Shâmlu returns to Iran, full of skeptical concerns.
Even though I can’t understand any of this really, and not knowing anything I wouldn’t dare to say if it is “good” or “bad”: it’s just amazing how there is such an intense symbolic convergence to produce a mass movement that seems to actually truly be bottom-up, demanding change, and involving the serious risk of life on the part of protesters. I heard one reporter say the other day that among the protesters in the street “the fear is gone.” Maybe all this is so amazing simply because I’ve never really truly “witnessed” anything with such momentum as this in my politically aware lifetime. In any case, the end of poem struck fear into my heart, fear for these people in Iran and what they may face tomorrow:
Alas! Our destiny
was the faithless ballad of your soldiers
returning
from the conquest of harlots’ fortress.
Wait and see what the curse of hell
will make of you,
for the grieving mothers
-mourners of the most beautiful children of the sun and wind-
have not yet
raised their head from their prayers.
Is the difference this time around that it’s not the “faithless ballad of your soldiers”, but the faithful ballad of your soldiers?
One thing that I have been wondering throughout all of this is that somehow there is this feeling that whatever is happening is undergirded, indeed on both sides, by passion and sanctity, there’s some feeling of both release and gratification (in the emergence of a long supressed political feeling into the relations between peopel that is sustaining this movement?), but there is also deep seriousness, or it seems that way…somehow. It’s all coming through the interent anyway, so it’s hard to say. But here’s what I wonder: is there a capacity for such momentous political energy in Iran because they 1) had a real revolution and 2) that revolution was not that far in the past? Does this make the politics of such a movement feel totally different than say political enthusiasm does in the United States in the contemporary era? There was this Op-Ed by some Iranian student — it also came out of the blue as it were, so that it is impossible really to understand — but it talked about how the political ideas of the people could switch so quickly in Iran due to the lack of political parties:
Iran has no real political parties that can command a fixed number of predictable votes.
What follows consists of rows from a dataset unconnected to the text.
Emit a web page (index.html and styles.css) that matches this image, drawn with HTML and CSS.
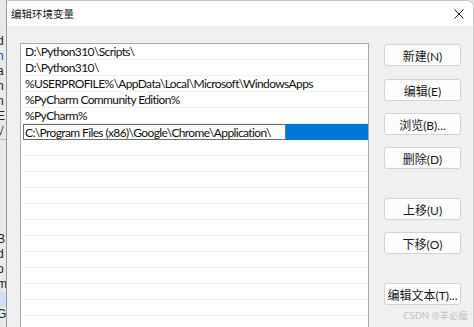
FILE: index.html
```html
<!DOCTYPE html>
<html lang="zh-CN">
<head>
<meta charset="utf-8">
<title>编辑环境变量</title>
<link rel="stylesheet" href="styles.css">
</head>
<body>
<div class="behind">
  <div class="frag top">ł</div>
  <div class="frag">d</div>
  <div class="frag blue">n</div>
  <div class="frag">a</div>
  <div class="frag">n</div>
  <div class="frag">n</div>
  <div class="frag">E</div>
  <div class="frag">√</div>
  <div class="gap"></div>
  <div class="frag">B</div>
  <div class="frag">d</div>
  <div class="frag">o</div>
  <div class="frag">m</div>
  <div class="frag blue sel">l</div>
  <div class="frag">G</div>
</div>
<div class="dialog">
  <div class="titlebar">
    <span class="title">编辑环境变量</span>
    <svg class="close" width="10" height="10" viewBox="0 0 10 10"><path d="M0.5 0.5 L9.5 9.5 M9.5 0.5 L0.5 9.5" stroke="#1a1a1a" stroke-width="1" fill="none"/></svg>
  </div>
  <div class="content">
    <div class="list">
      <div class="row">D:\Python310\Scripts\</div>
      <div class="row">D:\Python310\</div>
      <div class="row">%USERPROFILE%\AppData\Local\Microsoft\WindowsApps</div>
      <div class="row">%PyCharm Community Edition%</div>
      <div class="row">%PyCharm%</div>
      <div class="row selected"><span class="edit">C:\Program Files (x86)\Google\Chrome\Application\</span><span class="fill"></span></div>
      <div class="row"></div>
      <div class="row"></div>
      <div class="row"></div>
      <div class="row"></div>
      <div class="row"></div>
      <div class="row"></div>
      <div class="row"></div>
      <div class="row"></div>
      <div class="row"></div>
      <div class="row"></div>
      <div class="row"></div>
      <div class="row"></div>
      <div class="row"></div>
    </div>
    <div class="buttons">
      <div class="btn">新建(N)</div>
      <div class="btn">编辑(E)</div>
      <div class="btn">浏览(B)...</div>
      <div class="btn">删除(D)</div>
      <div class="btn sep">上移(U)</div>
      <div class="btn">下移(O)</div>
      <div class="btn sep">编辑文本(T)...</div>
      <div class="watermark">CSDN @羊必瘦</div>
    </div>
  </div>
</div>
</body>
</html>
```
FILE: styles.css
```css
html, body {
  margin: 0;
  padding: 0;
  height: 100%;
  overflow: hidden;
}
body {
  display: flex;
  width: 474px;
  height: 327px;
  font-family: "Lato", "Noto Sans CJK SC", sans-serif;
  font-size: 12px;
  color: #1a1a1a;
  background: #e6e6e6;
}
.behind {
  width: 6px;
  flex: none;
  overflow: hidden;
  background: #e9e9e9;
  display: flex;
  flex-direction: column;
  font-family: "Liberation Sans", sans-serif;
  font-size: 12px;
  line-height: 15px;
  color: #222;
}
.frag {
  margin-left: -3px;
  height: 15px;
}
.frag.top { margin-top: 4px; height: 30px; }
.frag.blue { color: #1a4f9c; }
.frag.sel { background: #cfe0f5; }
.gap { height: 92px; border-top: 1px solid #bdbdbd; }
.dialog {
  flex: 1;
  display: flex;
  flex-direction: column;
  background: #f0f0f0;
  border-left: 1px solid #9a9a9a;
  border-top: 1px solid #c8c8c8;
  border-right: 1px solid #c8c8c8;
  border-top-right-radius: 7px;
  overflow: hidden;
}
.titlebar {
  height: 25px;
  flex: none;
  background: #ffffff;
  display: flex;
  align-items: center;
  justify-content: space-between;
  padding: 0 9px 0 4px;
}
.title {
  font-family: "Noto Sans CJK SC", sans-serif;
  font-size: 10.5px;
  color: #1a1a1a;
  margin-top: -1px;
}
.close { display: block; margin-top: 1px; }
.content {
  flex: 1;
  display: flex;
  padding: 17px 0 0 13px;
  gap: 15px;
  min-height: 0;
}
.list {
  width: 347px;
  flex: none;
  background: #ffffff;
  border: 1px solid #a9a9a9;
  border-bottom: none;
  overflow: hidden;
}
.row {
  height: 15px;
  border-bottom: 1px solid #f3f3f3;
  padding-left: 4px;
  line-height: 16px;
  white-space: nowrap;
  font-family: "Lato", sans-serif;
  font-size: 12px;
  letter-spacing: -0.62px;
  color: #111111;
  display: flex;
}
.row.selected {
  padding-left: 2px;
  height: 16px;
  border-bottom: none;
}
.edit {
  width: 260px;
  flex: none;
  border: 1px solid #6d6d6d;
  background: #ffffff;
  padding-left: 1px;
  line-height: 15px;
  height: 14px;
  overflow: hidden;
}
.fill {
  flex: 1;
  background: #0078d7;
}
.buttons {
  width: 77px;
  flex: none;
  display: flex;
  flex-direction: column;
  padding-top: 1px;
}
.btn {
  box-sizing: border-box;
  height: 22px;
  border: 1px solid #d3d3d3;
  border-radius: 3px;
  background: #fdfdfd;
  display: flex;
  align-items: center;
  justify-content: center;
  font-family: "Lato", "Noto Sans CJK SC", sans-serif;
  font-size: 12px;
  color: #1a1a1a;
  margin-bottom: 12px;
  white-space: nowrap;
}
.btn:first-child { margin-bottom: 13px; }
.btn.sep { margin-top: 17px; }
.watermark {
  margin-top: -9px;
  margin-right: -7px;
  text-align: right;
  white-space: nowrap;
  font-family: "Lato", "Noto Sans CJK SC", sans-serif;
  font-size: 9.5px;
  color: #c4c4c4;
}
```
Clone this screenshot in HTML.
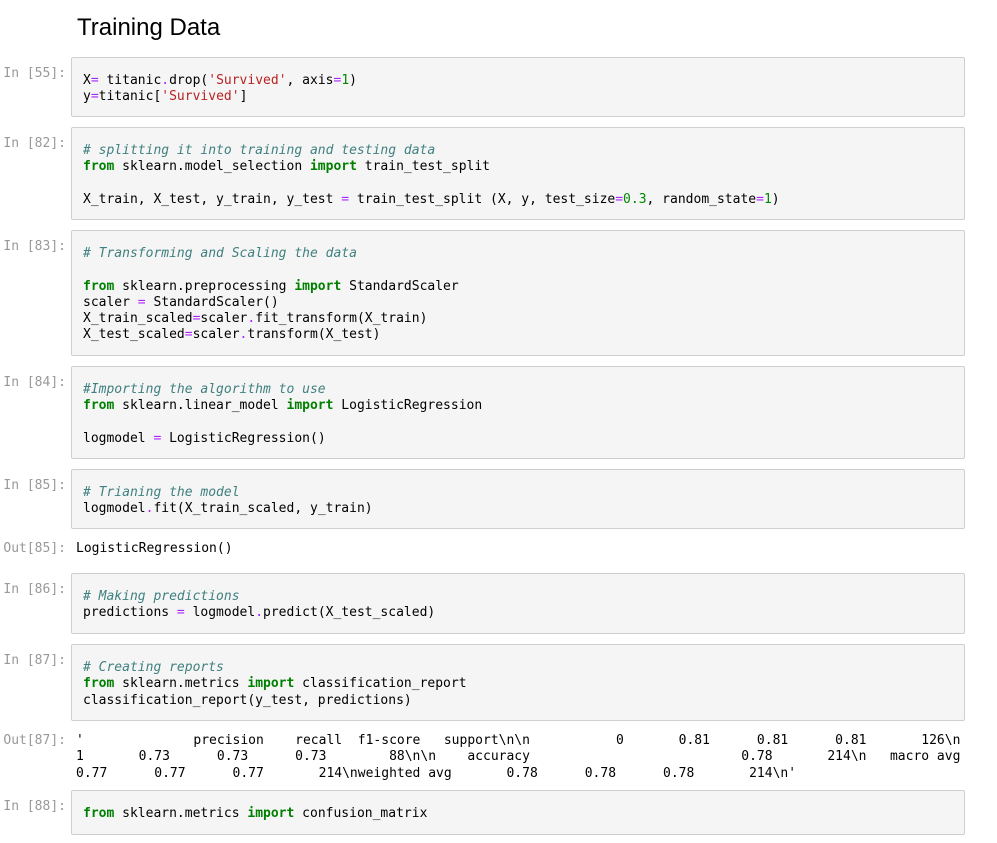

With elections driven primarily by personality politics, Iranians are always swing voters. …No one knew that it would come to this. Iran is this way. Anything is possible because very little in politics or social life has been made systematic. We used to joke that if you leave Tehran for three months you’ll come back to a new city. A friend left for France for a few days last week and when he returned the entire capital had turned green.